C'est fort de cette conviction que je vais maintenant lever mon verre : en l'honneur de mon ami, son Excellence Nelson MANDELA, Président de l'Afrique du Sud et grand combattant de l'humanité ; en l'honneur du vice-Président Thabo MBEKI à qui je souhaite tous les courages et tous les succès ; en l'honneur des hautes personnalités sud-africaines et françaises qui nous font ce soir l'amitié de leur présence.

Je lève mon verre au bonheur de l'Afrique du Sud et de son peuple, aux relations toujours plus étroites entre l'Afrique du Sud et la France, et à cet avenir que nous pouvons construire ensemble, dans une amitié et un respect mutuels et confiants.




Monsieur le Président, mon cher Ami, permettez-moi de reprendre un instant la parole.
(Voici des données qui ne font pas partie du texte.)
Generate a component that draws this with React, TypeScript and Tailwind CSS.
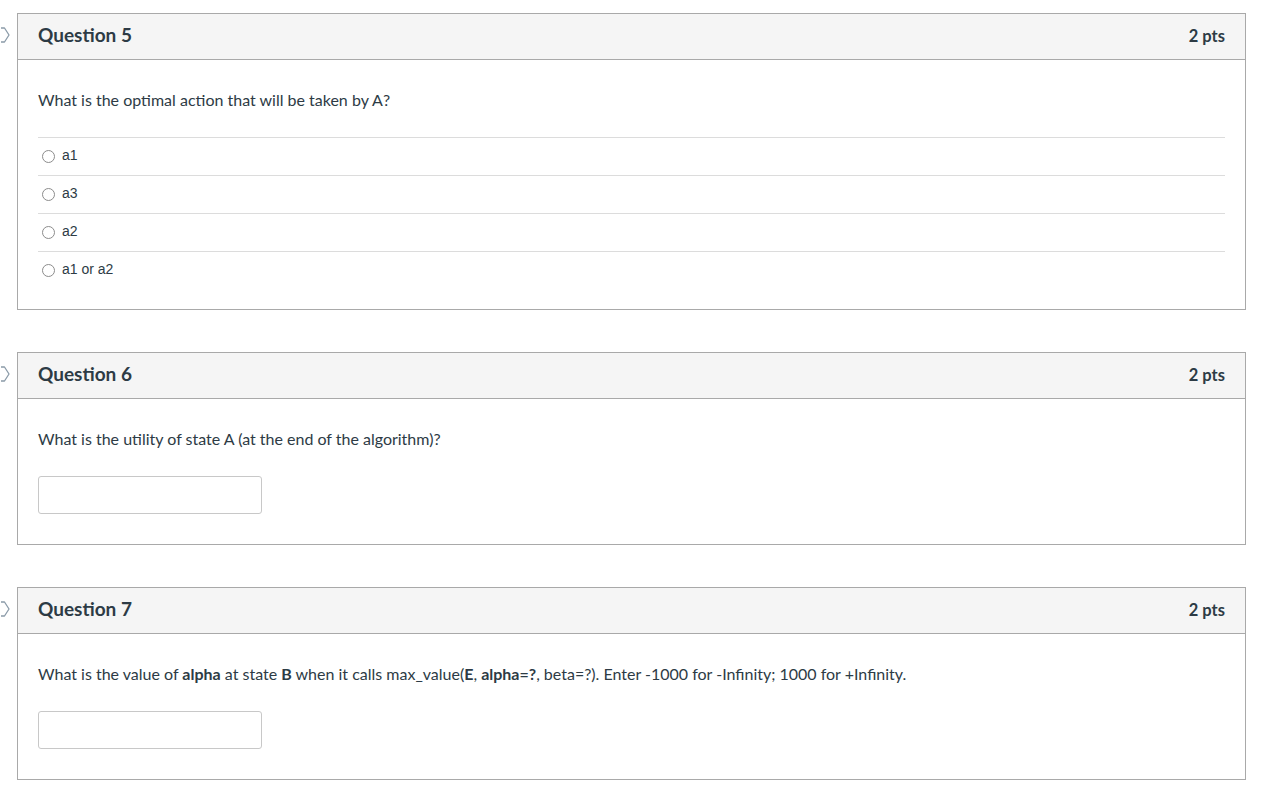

Il m'est revenu que, cette année, dans un mois à peu près, vous franchissez, pour la quatrième fois, l'étape de vos vingt printemps : la première étape fut celle de la révélation ; la seconde, celle de la lutte ; la troisième, celle de la souffrance ; la quatrième, cette année, celle de l'accomplissement et de la sérénité. Les enfants de France, en notre nom à tous, vous souhaitent, mon Cher Ami, un très heureux anniversaire.